Action to quiet title to real property. W.G. Logan and Elsie M. Logan were at all of the times herein mentioned husband and wife. On the twenty-seventh day of January, 1919, as such husband and wife, they entered into an agreement with Elmer and Georgia M. Smith, whereby they contracted to purchase said real property from the *27 Smiths. This agreement was somewhat complicated, but it is not necessary, as we view this case, to set forth the details thereof. Thereafter, and on January 23, 1922, the said W.G. Logan, by a writing signed and acknowledged by him, assigned to his wife, Elsie M. Logan, all his right, title, and interest in and to said agreement. This assignment was not signed by Mrs. Logan. It was signed and acknowledged by her husband but never recorded. The Smiths gave their written assent to this assignment from Logan to his wife, and on May 26, 1923, they conveyed by grant deed said real property to the said Elsie M. Logan as her separate property. On September 7, 1923, said deed was recorded in the office of the county recorder of the county of Los Angeles, in which county the said real property is situated.
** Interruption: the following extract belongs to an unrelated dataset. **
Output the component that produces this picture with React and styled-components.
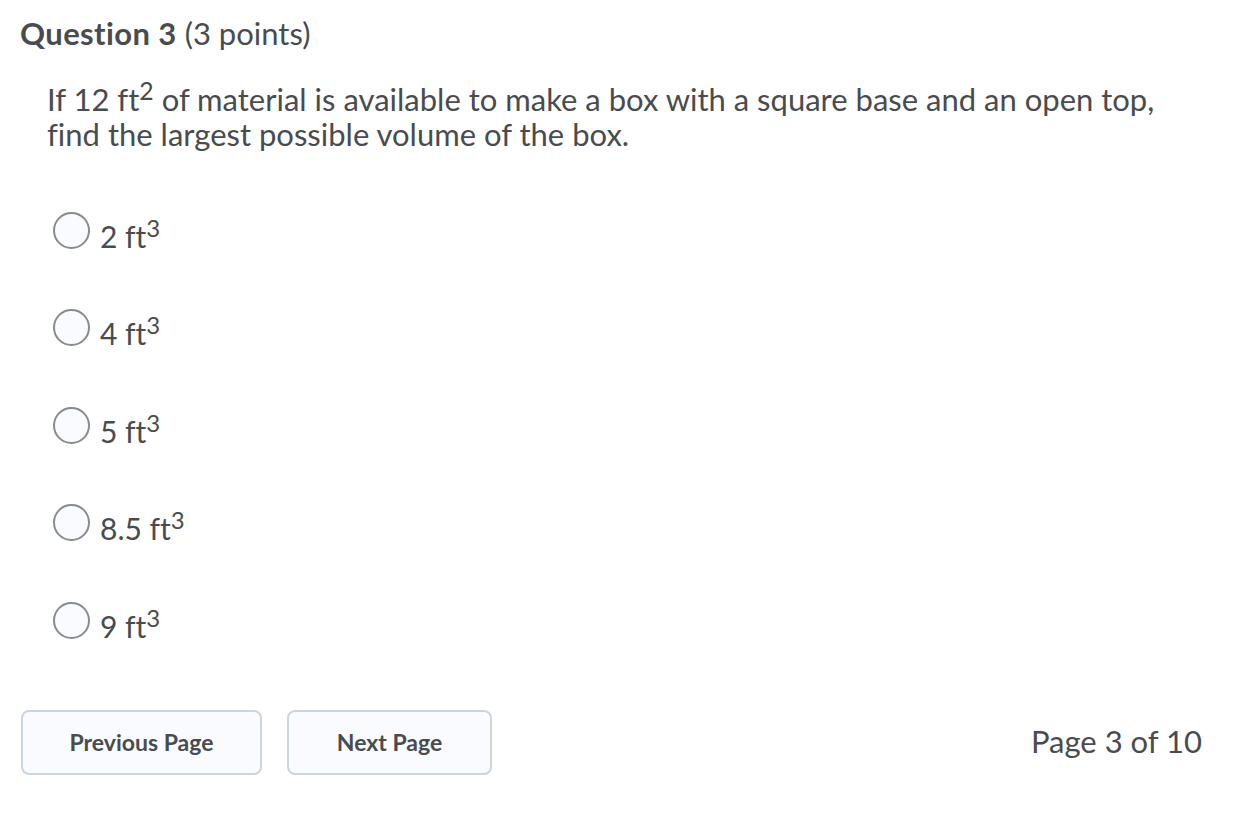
import React from 'react';
import styled, { createGlobalStyle } from 'styled-components';

const GlobalStyle = createGlobalStyle`
  body {
    margin: 0;
    background: #ffffff;
    font-family: Lato, "Liberation Sans", sans-serif;
    font-variant-ligatures: none;
    color: #494c4e;
  }
`;

const Page = styled.div`
  width: 1254px;
  height: 822px;
  box-sizing: border-box;
  padding: 13px 52px 0 20px;
`;

const Heading = styled.h2`
  margin: 0;
  font-size: 31px;
  line-height: 40px;
  font-weight: 400;
  color: #494c4e;
`;

const Strong = styled.span`
  font-weight: 700;
  letter-spacing: 0.4px;
`;

const Prompt = styled.p`
  margin: 28.5px 0 0 27px;
  font-size: 31px;
  line-height: 35px;
  color: #494c4e;

  sup {
    font-size: 0.8em;
    line-height: 0;
  }
`;

const Options = styled.div`
  display: flex;
  flex-direction: column;
  gap: 59.5px;
  margin: 60px 0 0 33px;
`;

const Option = styled.label`
  display: flex;
  align-items: flex-start;
  gap: 10px;
  height: 38px;
  font-size: 30px;
  line-height: 38px;
  color: #494c4e;
`;

const OptionText = styled.span`
  padding-top: 5px;

  sup {
    font-size: 0.8em;
    line-height: 0;
  }
`;

const Radio = styled.span`
  width: 33px;
  height: 33px;
  border-radius: 50%;
  border: 2px solid #868c8f;
  background: #f9fbff;
  flex-shrink: 0;
`;

const Footer = styled.div`
  display: flex;
  align-items: center;
  gap: 25px;
  margin: 70px 0 0 1px;
`;

const Button = styled.button`
  height: 65px;
  width: ${p => p.$width}px;
  padding: 0;
  border: 2px solid #cdd5dc;
  border-radius: 8px;
  background: #f9fbff;
  font-family: Lato, "Liberation Sans", sans-serif;
  font-variant-ligatures: none;
  font-weight: 700;
  font-size: 23px;
  color: #494c4e;
`;

const PageCount = styled.div`
  margin: 0 0 2px auto;
  font-size: 31px;
  color: #494c4e;
`;

const choices = ['2', '4', '5', '8.5', '9'];

const App = () => (
  <Page>
    <GlobalStyle />
    <Heading>
      <Strong>Question 3</Strong> (3 points)
    </Heading>
    <Prompt>
      If 12 ft<sup>2</sup> of material is available to make a box with a square base and an open top,
      <br />
      find the largest possible volume of the box.
    </Prompt>
    <Options>
      {choices.map(c => (
        <Option key={c}>
          <Radio />
          <OptionText>
            {c} ft<sup>3</sup>
          </OptionText>
        </Option>
      ))}
    </Options>
    <Footer>
      <Button $width={241}>Previous Page</Button>
      <Button $width={205}>Next Page</Button>
      <PageCount>Page 3 of 10</PageCount>
    </Footer>
  </Page>
);

export default App;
On December 31, 1925, the appellants L.C. Thorne and the Western Wholesale Drug Company, a corporation, filed an action against W.G. Logan, seeking to recover from him a money judgment, and caused a writ of attachment to be issued therein and levied upon said real property as the property of the said W.G. Logan. The present action was then instituted by Mrs. Logan, claiming to be the sole owner of said real property, to quiet her title against appellants, who claim under said attachment proceedings. In addition to the main question, which we will hereafter consider, the appellants at the trial of said action claimed that the conveyance to plaintiff was a fraud upon the creditors of W.G. Logan and for that reason it should be set aside. The trial court found against appellants upon this claim, and appellants now concede that as there was a conflict of evidence regarding the question of fraud the finding of the trial court thereon is conclusive upon this court, and that the question of fraud has been eliminated from this controversy.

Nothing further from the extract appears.